Ну а если я и разрушал что-нибудь, то, вопреки складывающемуся у Вас представлению, всегда себе во вред. Разрушая что-либо, мы всегда разрушаем себя. Во всех объектах своей ненависти я ненавидел себя, воображал чудесное истребление самого себя и потратил массу времени, перепробовав на себе все гангрены интеллекта. Сначала скептицизм был для меня инструментом и методом, но потом он поселился во мне и стал моей физиологией, физической судьбой моего тела, моим основополагающим принципом, недугом, от которого я теперь тщетно пытаюсь излечиться либо погибнуть. Я склонен любить вещи, у которых нет ни малейшего шанса ни обрести полную завершенность, ни уцелеть. Теперь Вы понимаете, почему меня так волнует судьба Запада. Эта озабоченность казалась Вам смешной или безосновательной. «Вы ведь даже не принадлежите Западу», — бросали Вы мне. Но разве я виноват в том, что моя тяга к трагическому не нашла другого объекта? Где мне еще искать столь упорное желание сдавать одну позицию за другой? Я завидую умению Запада умирать. Когда мне хочется укрепиться в моих разочарованиях, я обращаю взгляд к этому его бесконечно богатому негативному опыту. И когда я открываю какую-нибудь книгу по истории Франции, Англии, Испании или Германии, то контраст между их прошлым и их настоящим вызывает у меня нечто вроде головокружения и заставляет меня гордиться тем, что я наконец-то открыл аксиомы заката цивилизаций.
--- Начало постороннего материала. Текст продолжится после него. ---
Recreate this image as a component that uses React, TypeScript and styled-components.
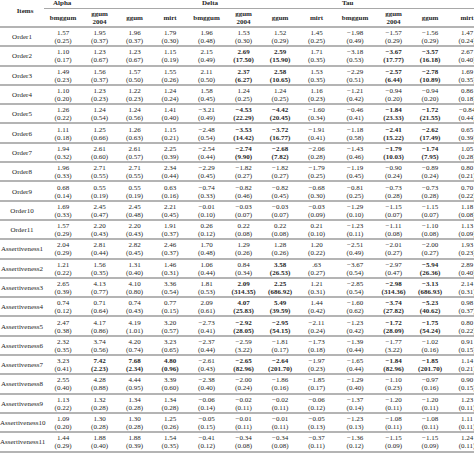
import React from 'react';
import styled, { createGlobalStyle } from 'styled-components';

const GlobalStyle = createGlobalStyle`
  html, body {
    margin: 0;
    padding: 0;
    background: #ffffff;
  }
`;

const Page = styled.div`
  width: 474px;
  height: 453px;
  overflow: hidden;
  background: #ffffff;
`;

const Table = styled.table`
  table-layout: fixed;
  width: 486px;
  border-collapse: separate;
  border-spacing: 0;
  margin-top: -8px;
  font-family: "Liberation Serif", "Times New Roman", serif;
  font-size: 7px;
  line-height: 8px;
  color: #262626;
`;

const GroupRow = styled.tr`
  height: 17px;
`;

const SubRow = styled.tr`
  height: 18px;
`;

const DataRow = styled.tr`
  height: 19.3px;
`;

const ItemsHead = styled.th`
  padding: 4px 0 0 6px;
  font-weight: 700;
  text-align: center;
  vertical-align: middle;
  border-bottom: 2px solid #b4b4b4;
`;

const GroupHead = styled.th<{ $indent: number }>`
  padding: 0 0 1px ${({ $indent }) => $indent}px;
  font-weight: 700;
  text-align: left;
  vertical-align: bottom;
  border-bottom: 1px solid #a8a8a8;
  white-space: nowrap;
`;

const SubHead = styled.th`
  padding: 1px 0 0;
  font-weight: 700;
  text-align: center;
  vertical-align: middle;
  border-bottom: 2px solid #b4b4b4;
`;

const Label = styled.td`
  padding: 1px 0 0;
  text-align: center;
  vertical-align: middle;
  white-space: nowrap;
  border-bottom: 2px solid #b4b4b4;
`;

const Cell = styled.td<{ $bold: boolean }>`
  padding: 1px 0 0;
  text-align: center;
  vertical-align: middle;
  white-space: nowrap;
  font-weight: ${({ $bold }) => ($bold ? 700 : 400)};
  border-bottom: 2px solid #b4b4b4;
`;

const Line = styled.div`
  display: block;
`;

const widths = [44, 38, 35, 35, 36, 37, 37, 36, 37, 40, 37, 36, 38];

const groups = [
  { name: 'Alpha', indent: 9 },
  { name: 'Delta', indent: 14 },
  { name: 'Tau', indent: 7 },
];

const methods = ['bmggum', 'ggum 2004', 'ggum', 'mirt'];

// "!" marks a bold cell, "|" splits estimate and standard error
const rows: [string, string[]][] = [
  ['Order1', ['1.57|0.25', '1.95|0.37', '1.96|0.37', '1.79|0.30', '1.96|0.48', '1.53|0.30', '1.52|0.29', '1.45|0.25', '−1.98|0.49', '−1.57|0.29', '−1.56|0.29', '1.47|0.24']],
  ['Order2', ['1.10|0.17', '1.23|0.67', '1.23|0.67', '1.15|0.19', '2.15|0.49', '!2.69|17.50', '!2.59|15.90', '1.71|0.35', '−3.18|0.53', '!−3.67|17.77', '!−3.57|16.18', '2.67|0.40']],
  ['Order3', ['1.49|0.23', '1.56|0.37', '1.57|0.50', '1.55|0.26', '2.11|0.50', '!2.37|6.27', '!2.58|10.65', '1.53|0.35', '−2.29|0.51', '!−2.57|6.44', '!−2.78|10.89', '1.69|0.35']],
  ['Order4', ['1.10|0.20', '1.23|0.23', '1.22|0.23', '1.24|0.24', '1.58|0.45', '1.24|0.25', '1.24|0.25', '1.16|0.23', '−1.21|0.42', '−0.94|0.20', '−0.94|0.20', '0.86|0.18']],
  ['Order5', ['1.26|0.22', '1.24|0.54', '1.24|0.56', '1.41|0.40', '−3.21|0.49', '!−4.53|22.29', '!−4.42|20.45', '−1.60|0.34', '−0.46|0.41', '!−1.84|23.33', '!−1.72|21.55', '−0.84|0.44']],
  ['Order6', ['1.11|0.18', '1.25|0.66', '1.26|0.63', '1.15|0.21', '−2.48|0.54', '!−3.53|14.42', '!−3.72|16.77', '−1.91|0.41', '−1.18|0.58', '!−2.41|15.22', '!−2.62|17.49', '0.65|0.39']],
  ['Order7', ['1.94|0.32', '2.61|0.60', '2.61|0.57', '2.25|0.39', '−2.54|0.44', '!−2.74|9.90', '!−2.68|7.82', '−2.06|0.28', '−1.43|0.46', '!−1.79|10.03', '!−1.74|7.95', '1.05|0.28']],
  ['Order8', ['1.96|0.33', '2.71|0.55', '2.71|0.55', '2.34|0.44', '−2.29|0.45', '−1.82|0.27', '−1.82|0.27', '−1.79|0.25', '−1.19|0.45', '−0.90|0.24', '−0.89|0.24', '0.80|0.21']],
  ['Order9', ['0.68|0.14', '0.55|0.19', '0.55|0.19', '0.63|0.16', '−0.74|0.33', '−0.82|0.46', '−0.82|0.45', '−0.68|0.30', '−0.81|0.25', '−0.73|0.28', '−0.73|0.28', '0.70|0.22']],
  ['Order10', ['1.69|0.33', '2.45|0.47', '2.45|0.48', '2.21|0.45', '−0.01|0.10', '−0.03|0.07', '−0.03|0.07', '−0.03|0.09', '−1.29|0.10', '−1.15|0.07', '−1.15|0.07', '1.18|0.08']],
  ['Order11', ['1.57|0.29', '2.20|0.43', '2.20|0.43', '1.91|0.37', '0.26|0.12', '0.22|0.08', '0.22|0.08', '0.21|0.10', '−1.23|0.11', '−1.11|0.08', '−1.10|0.08', '1.13|0.09']],
  ['Assertiveness1', ['2.04|0.29', '2.81|0.44', '2.82|0.45', '2.46|0.37', '1.70|0.48', '1.29|0.26', '1.28|0.26', '1.20|0.22', '−2.51|0.49', '−2.01|0.27', '−2.00|0.27', '1.93|0.23']],
  ['Assertiveness2', ['1.21|0.22', '1.56|0.35', '1.31|0.40', '1.46|0.31', '1.06|0.44', '0.84|0.34', '!3.58|26.53', '.63|0.27', '−3.67|0.54', '−2.97|0.47', '!−5.94|26.36', '2.89|0.40']],
  ['Assertiveness3', ['2.65|0.39', '4.13|0.77', '4.10|0.80', '3.36|0.54', '1.81|0.53', '!2.09|314.35', '!2.25|686.92', '1.21|0.31', '−2.85|0.54', '!−2.98|314.36', '!−3.13|686.93', '2.14|0.31']],
  ['Assertiveness4', ['0.74|0.12', '0.71|0.64', '0.74|0.43', '0.77|0.15', '2.09|0.61', '!4.07|25.83', '!5.49|39.59', '1.44|0.42', '−1.60|0.62', '!−3.74|27.82', '!−5.23|40.62', '0.98|0.37']],
  ['Assertiveness5', ['2.47|0.38', '4.17|0.86', '4.19|1.01', '3.20|0.57', '−2.73|0.41', '!−2.92|28.05', '!−2.95|54.15', '−2.11|0.24', '−1.23|0.42', '!−1.72|28.09', '!−1.75|54.24', '0.80|0.22']],
  ['Assertiveness6', ['2.32|0.35', '3.74|0.56', '4.20|0.74', '3.23|0.65', '−2.37|0.44', '−2.59|3.22', '−1.81|0.17', '−1.73|0.18', '−1.39|0.44', '−1.77|3.22', '−1.02|0.16', '0.91|0.15']],
  ['Assertiveness7', ['3.23|0.41', '!7.42|2.23', '!7.68|2.34', '!4.80|0.96', '−2.61|0.43', '!−2.65|82.96', '!−2.64|201.70', '−1.97|0.23', '−1.65|0.44', '!−1.84|82.96', '!−1.85|201.70', '1.14|0.21']],
  ['Assertiveness8', ['2.55|0.40', '4.28|0.88', '4.44|0.95', '3.39|0.60', '−2.38|0.40', '−2.00|0.24', '−1.86|0.16', '−1.85|0.17', '−1.29|0.40', '−1.10|0.23', '−0.97|0.16', '0.90|0.15']],
  ['Assertiveness9', ['1.13|0.22', '1.32|0.28', '1.34|0.28', '1.34|0.28', '−0.06|0.14', '−0.02|0.11', '−0.02|0.11', '−0.06|0.12', '−1.37|0.14', '−1.20|0.11', '−1.20|0.11', '1.23|0.11']],
  ['Assertiveness10', ['1.09|0.20', '1.30|0.28', '1.30|0.28', '1.25|0.26', '−0.05|0.15', '−0.01|0.11', '−0.01|0.11', '−0.05|0.13', '−1.23|0.13', '−1.08|0.11', '−1.08|0.11', '1.11|0.11']],
  ['Assertiveness11', ['1.44|0.29', '1.88|0.40', '1.88|0.39', '1.54|0.35', '−0.41|0.12', '−0.34|0.08', '−0.34|0.08', '−0.37|0.11', '−1.36|0.12', '−1.15|0.09', '−1.15|0.09', '1.24|0.11']],
];

const ValueCell: React.FC<{ raw: string }> = ({ raw }) => {
  const bold = raw.startsWith('!');
  const [estimate, se] = raw.replace('!', '').split('|');
  return (
    <Cell $bold={bold}>
      <Line>{estimate}</Line>
      <Line>({se})</Line>
    </Cell>
  );
};

export default function App() {
  return (
    <Page>
      <GlobalStyle />
      <Table>
        <colgroup>
          {widths.map((w, i) => (
            <col key={i} style={{ width: w }} />
          ))}
        </colgroup>
        <thead>
          <GroupRow>
            <ItemsHead rowSpan={2}>Items</ItemsHead>
            {groups.map((g) => (
              <GroupHead key={g.name} colSpan={4} $indent={g.indent}>
                {g.name}
              </GroupHead>
            ))}
          </GroupRow>
          <SubRow>
            {groups.map((g) =>
              methods.map((m) => (
                <SubHead key={g.name + m}>
                  {m.split(' ').map((part) => (
                    <Line key={part}>{part}</Line>
                  ))}
                </SubHead>
              ))
            )}
          </SubRow>
        </thead>
        <tbody>
          {rows.map(([label, values]) => (
            <DataRow key={label}>
              <Label>{label}</Label>
              {values.map((v, i) => (
                <ValueCell key={i} raw={v} />
              ))}
            </DataRow>
          ))}
        </tbody>
      </Table>
    </Page>
  );
}
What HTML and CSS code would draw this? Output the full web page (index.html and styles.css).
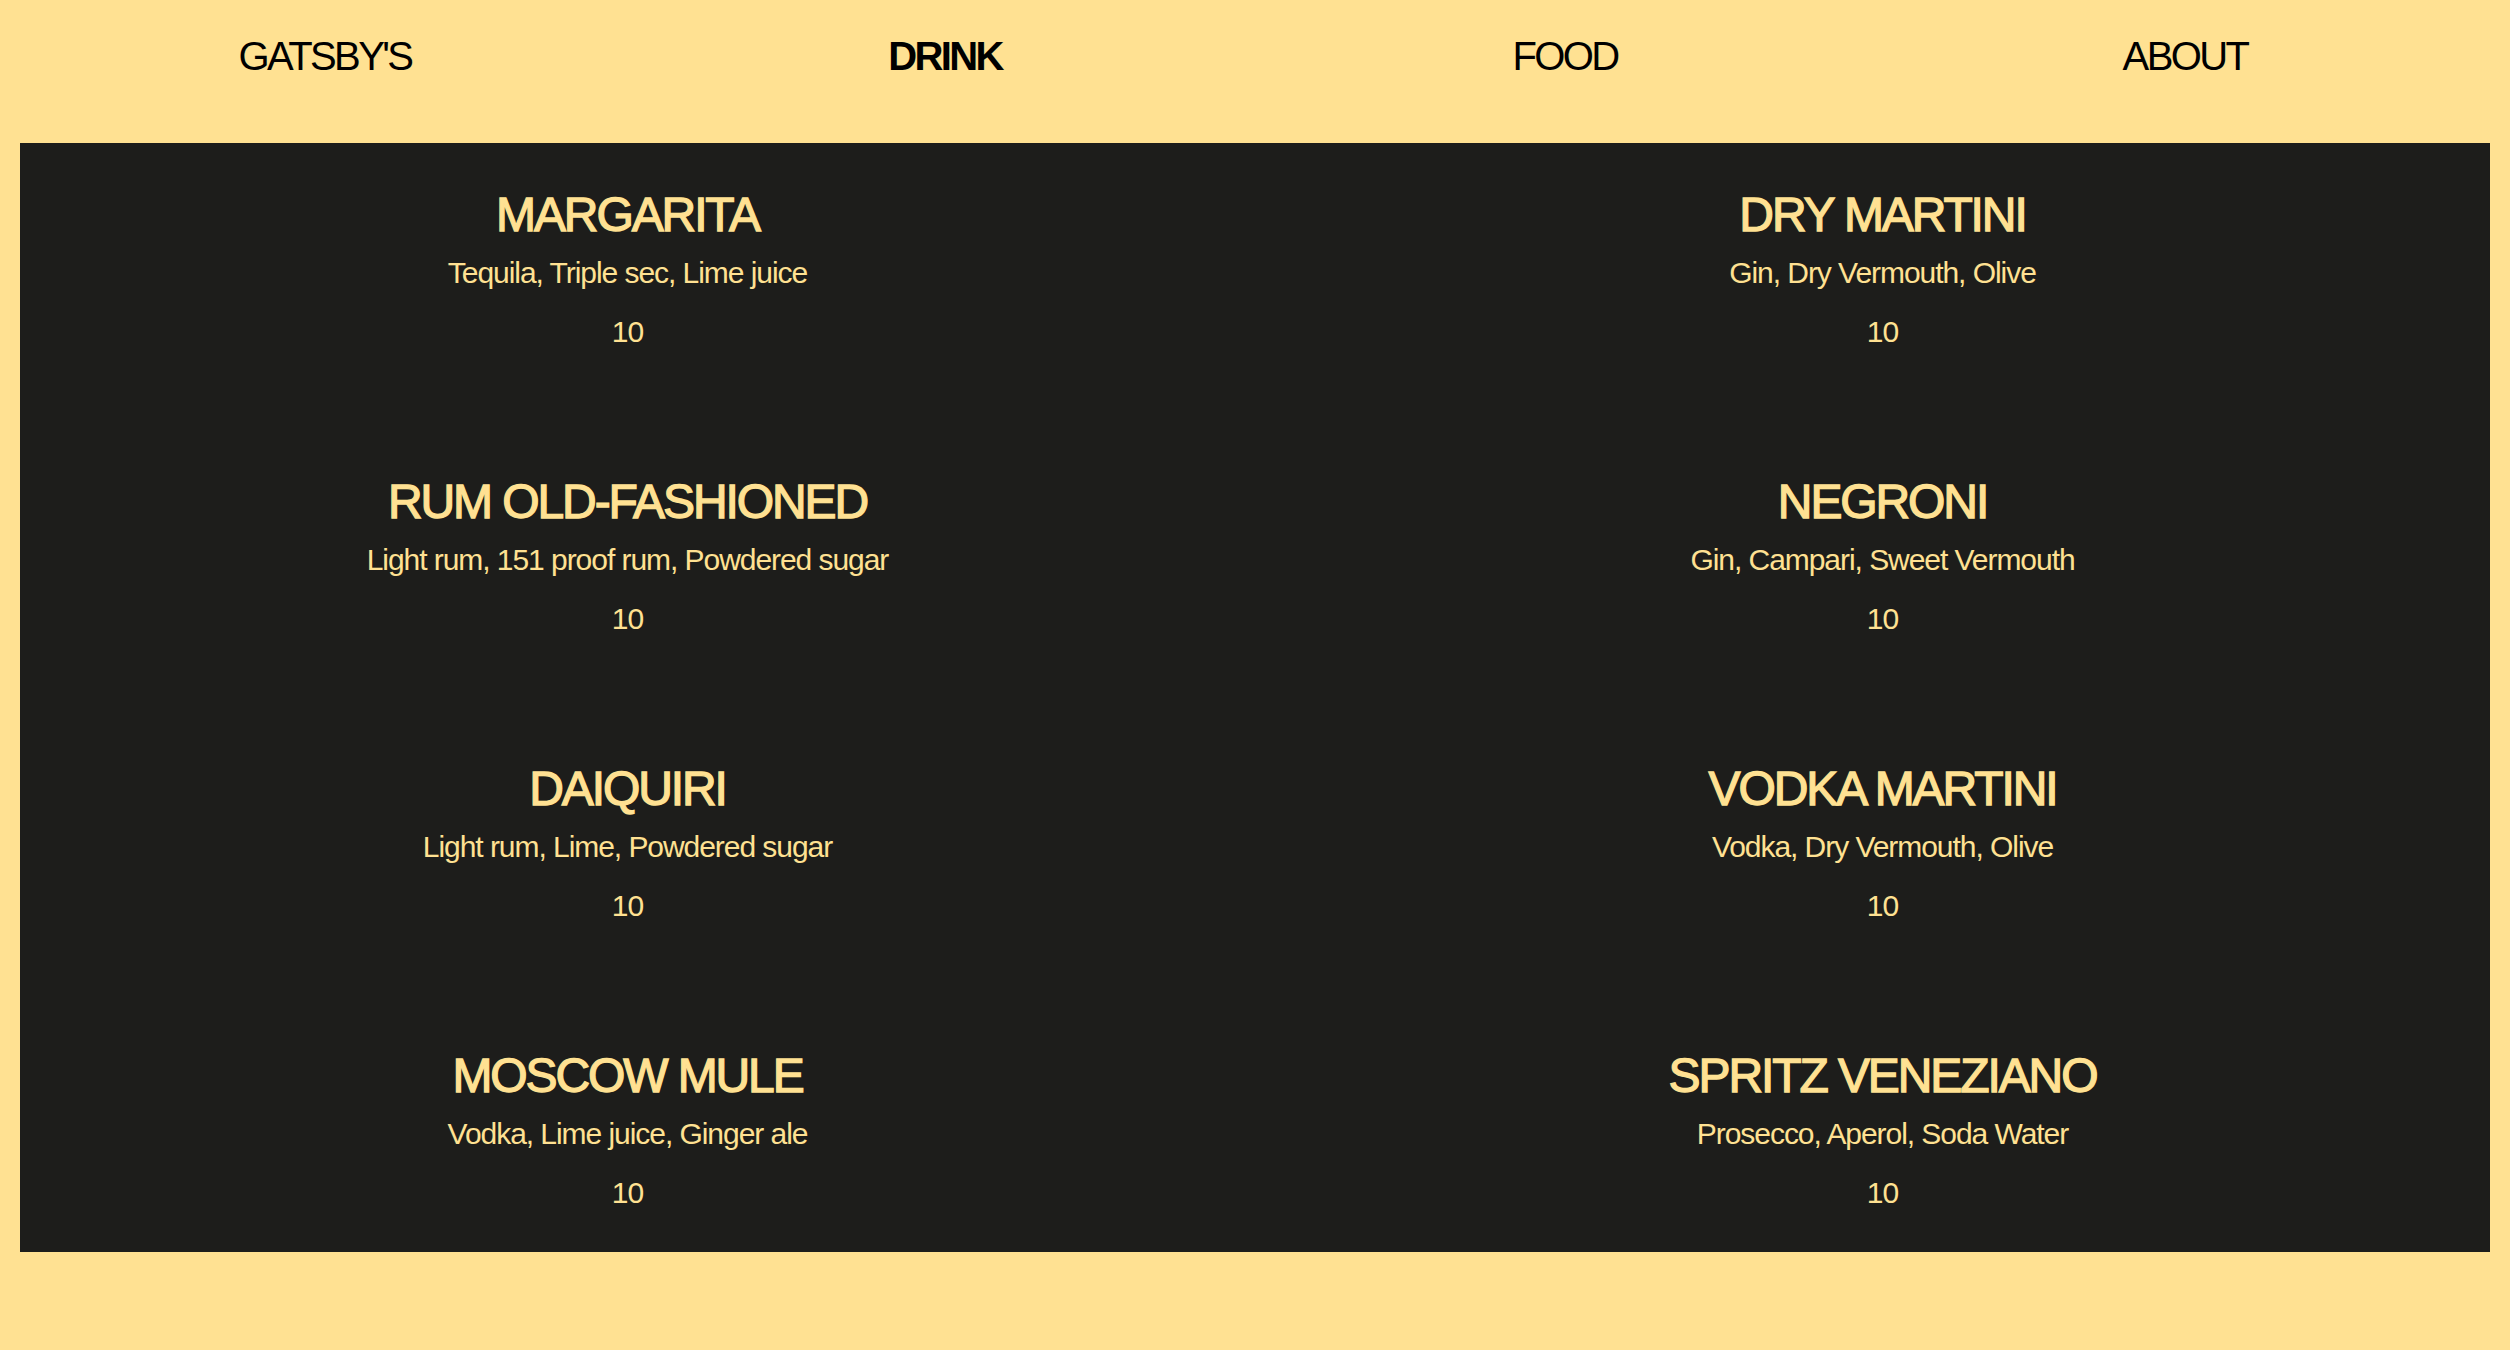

Я не испытываю желания разрушать Ваши надежды. Этим займется жизнь. Подобно всем остальным людям, Вам доведется испытать много невзгод. Когда я был в Вашем возрасте, то узнал людей настолько хорошо, что живо распрощался, стыдясь и краснея, со всеми иллюзиями, и это стало моим реальным воспитанием. Не случись этого, у меня просто не хватило бы духу встречать, провожать и претерпевать бегущие навстречу годы. Делясь со мной горьким отстоем своего опыта, люди подготовили меня к встрече с моими собственными огорчениями. Наделенные огромным честолюбием, они жаждали неведомо какой славы. Их ждала неудача. Может, они оказались слишком мягкими или слишком трезвыми, может, мешала лень? Не знаю, какая

199


уж добродетель расстроила их планы. Они принадлежали к той категории людей, которые обычно обитают в столицах и прибегают к различного рода уловкам, постоянно пытаясь добиться положения в обществе, но, добившись, тут же отказываются от него. Из их речей я извлек больше уроков, чем из всех остальных моих знакомств. Почти все они вынашивали в себе книгу, книгу своих неудач. Искушаемые демоном литературы, они, однако, не поддавались ему: настолько их психика была угнетена поражениями, заполнявшими их жизнь. Обычно их называют «неудачниками». Они составляют своеобразный человеческий тип, который я попытаюсь описать Вам, рискуя все упростить. Вожделеющие провала, они во всем ищут самоумаления, никогда не заходят дальше приготовлений к будущему и не переступают через порог решительных начинаний. Соперники ангелов по безволию, они размышляют над тайной деяния и отваживаются лишь на одну инициативу, инициативу отказа. Их вера, если она у них есть, служит им предлогом для новых отречений, для смутно вырисовывающейся перед ними желанной деградации: они проваливаются в Бога... А когда они размышляют о «тайне», то делают это только для того, чтобы показать, до каких гнусностей они способны дойти. Они живут в своих убеждениях, как черви в яблоках, и падают вместе с ними, спохватываясь лишь для того, чтобы обратить против себя выпавшие на их долю печали. Они подавляют в себе таланты, потому что всеми силами любят собственную утомленность, и двигаются не вперед, а в свое прошлое, пятятся назад во имя своих талантов.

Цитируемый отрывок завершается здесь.